(Data items)
------------------------
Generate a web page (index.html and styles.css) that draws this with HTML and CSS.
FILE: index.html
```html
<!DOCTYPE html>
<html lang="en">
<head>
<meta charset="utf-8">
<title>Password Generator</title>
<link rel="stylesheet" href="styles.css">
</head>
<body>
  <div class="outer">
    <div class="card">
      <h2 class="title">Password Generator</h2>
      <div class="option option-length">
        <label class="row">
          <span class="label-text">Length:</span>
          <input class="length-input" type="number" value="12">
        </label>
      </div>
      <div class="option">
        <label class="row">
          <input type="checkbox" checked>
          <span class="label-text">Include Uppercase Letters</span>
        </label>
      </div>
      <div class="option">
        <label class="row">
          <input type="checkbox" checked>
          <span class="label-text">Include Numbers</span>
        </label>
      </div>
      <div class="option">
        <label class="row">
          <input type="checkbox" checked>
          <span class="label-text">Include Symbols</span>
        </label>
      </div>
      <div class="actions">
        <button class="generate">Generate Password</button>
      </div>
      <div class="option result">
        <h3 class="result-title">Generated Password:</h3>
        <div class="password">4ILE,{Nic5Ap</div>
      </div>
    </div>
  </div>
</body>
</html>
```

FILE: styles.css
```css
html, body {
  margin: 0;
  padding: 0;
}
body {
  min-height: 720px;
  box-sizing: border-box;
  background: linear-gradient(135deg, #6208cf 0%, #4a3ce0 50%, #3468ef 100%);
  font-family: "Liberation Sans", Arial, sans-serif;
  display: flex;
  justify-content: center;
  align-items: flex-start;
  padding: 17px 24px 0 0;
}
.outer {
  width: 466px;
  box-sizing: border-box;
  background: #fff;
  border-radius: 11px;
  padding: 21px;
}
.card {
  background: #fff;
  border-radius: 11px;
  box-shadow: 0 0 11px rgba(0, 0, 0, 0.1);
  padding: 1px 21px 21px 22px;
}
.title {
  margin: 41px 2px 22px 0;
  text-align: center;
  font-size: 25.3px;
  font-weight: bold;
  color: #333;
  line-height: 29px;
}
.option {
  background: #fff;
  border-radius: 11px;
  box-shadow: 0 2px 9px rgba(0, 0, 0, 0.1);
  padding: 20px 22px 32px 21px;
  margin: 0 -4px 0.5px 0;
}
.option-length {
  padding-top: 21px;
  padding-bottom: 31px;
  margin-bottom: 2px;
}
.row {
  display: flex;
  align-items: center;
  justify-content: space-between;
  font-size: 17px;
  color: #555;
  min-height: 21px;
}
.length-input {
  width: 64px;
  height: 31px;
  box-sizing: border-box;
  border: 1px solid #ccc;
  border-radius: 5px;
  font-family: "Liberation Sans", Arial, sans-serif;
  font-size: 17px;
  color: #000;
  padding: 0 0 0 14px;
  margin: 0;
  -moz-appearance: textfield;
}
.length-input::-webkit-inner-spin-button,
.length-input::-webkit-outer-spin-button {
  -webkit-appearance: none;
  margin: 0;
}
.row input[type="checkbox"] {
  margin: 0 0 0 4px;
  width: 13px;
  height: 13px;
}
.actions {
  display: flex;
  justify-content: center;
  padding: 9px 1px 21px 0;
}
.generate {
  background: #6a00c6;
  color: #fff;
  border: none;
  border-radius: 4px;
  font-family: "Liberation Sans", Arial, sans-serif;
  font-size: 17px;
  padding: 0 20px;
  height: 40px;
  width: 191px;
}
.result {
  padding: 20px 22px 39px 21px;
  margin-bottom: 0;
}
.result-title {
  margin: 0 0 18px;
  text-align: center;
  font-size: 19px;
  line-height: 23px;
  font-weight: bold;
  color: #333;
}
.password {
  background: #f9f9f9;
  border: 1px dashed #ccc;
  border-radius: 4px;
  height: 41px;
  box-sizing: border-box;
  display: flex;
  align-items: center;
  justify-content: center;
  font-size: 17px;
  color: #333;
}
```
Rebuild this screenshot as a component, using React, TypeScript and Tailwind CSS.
------------------------
TASK GOAL: Transcribe every entry exactly, omitting nothing.

TASK RESPONSE:
Generate a web page (index.html and styles.css) that draws this with HTML and CSS.
FILE: index.html
```html
<!DOCTYPE html>
<html lang="en">
<head>
<meta charset="utf-8">
<title>Password Generator</title>
<link rel="stylesheet" href="styles.css">
</head>
<body>
  <div class="outer">
    <div class="card">
      <h2 class="title">Password Generator</h2>
      <div class="option option-length">
        <label class="row">
          <span class="label-text">Length:</span>
          <input class="length-input" type="number" value="12">
        </label>
      </div>
      <div class="option">
        <label class="row">
          <input type="checkbox" checked>
          <span class="label-text">Include Uppercase Letters</span>
        </label>
      </div>
      <div class="option">
        <label class="row">
          <input type="checkbox" checked>
          <span class="label-text">Include Numbers</span>
        </label>
      </div>
      <div class="option">
        <label class="row">
          <input type="checkbox" checked>
          <span class="label-text">Include Symbols</span>
        </label>
      </div>
      <div class="actions">
        <button class="generate">Generate Password</button>
      </div>
      <div class="option result">
        <h3 class="result-title">Generated Password:</h3>
        <div class="password">4ILE,{Nic5Ap</div>
      </div>
    </div>
  </div>
</body>
</html>
```

FILE: styles.css
```css
html, body {
  margin: 0;
  padding: 0;
}
body {
  min-height: 720px;
  box-sizing: border-box;
  background: linear-gradient(135deg, #6208cf 0%, #4a3ce0 50%, #3468ef 100%);
  font-family: "Liberation Sans", Arial, sans-serif;
  display: flex;
  justify-content: center;
  align-items: flex-start;
  padding: 17px 24px 0 0;
}
.outer {
  width: 466px;
  box-sizing: border-box;
  background: #fff;
  border-radius: 11px;
  padding: 21px;
}
.card {
  background: #fff;
  border-radius: 11px;
  box-shadow: 0 0 11px rgba(0, 0, 0, 0.1);
  padding: 1px 21px 21px 22px;
}
.title {
  margin: 41px 2px 22px 0;
  text-align: center;
  font-size: 25.3px;
  font-weight: bold;
  color: #333;
  line-height: 29px;
}
.option {
  background: #fff;
  border-radius: 11px;
  box-shadow: 0 2px 9px rgba(0, 0, 0, 0.1);
  padding: 20px 22px 32px 21px;
  margin: 0 -4px 0.5px 0;
}
.option-length {
  padding-top: 21px;
  padding-bottom: 31px;
  margin-bottom: 2px;
}
.row {
  display: flex;
  align-items: center;
  justify-content: space-between;
  font-size: 17px;
  color: #555;
  min-height: 21px;
}
.length-input {
  width: 64px;
  height: 31px;
  box-sizing: border-box;
  border: 1px solid #ccc;
  border-radius: 5px;
  font-family: "Liberation Sans", Arial, sans-serif;
  font-size: 17px;
  color: #000;
  padding: 0 0 0 14px;
  margin: 0;
  -moz-appearance: textfield;
}
.length-input::-webkit-inner-spin-button,
.length-input::-webkit-outer-spin-button {
  -webkit-appearance: none;
  margin: 0;
}
.row input[type="checkbox"] {
  margin: 0 0 0 4px;
  width: 13px;
  height: 13px;
}
.actions {
  display: flex;
  justify-content: center;
  padding: 9px 1px 21px 0;
}
.generate {
  background: #6a00c6;
  color: #fff;
  border: none;
  border-radius: 4px;
  font-family: "Liberation Sans", Arial, sans-serif;
  font-size: 17px;
  padding: 0 20px;
  height: 40px;
  width: 191px;
}
.result {
  padding: 20px 22px 39px 21px;
  margin-bottom: 0;
}
.result-title {
  margin: 0 0 18px;
  text-align: center;
  font-size: 19px;
  line-height: 23px;
  font-weight: bold;
  color: #333;
}
.password {
  background: #f9f9f9;
  border: 1px dashed #ccc;
  border-radius: 4px;
  height: 41px;
  box-sizing: border-box;
  display: flex;
  align-items: center;
  justify-content: center;
  font-size: 17px;
  color: #333;
}
```
Rebuild this screenshot as a component, using React, TypeScript and Tailwind CSS.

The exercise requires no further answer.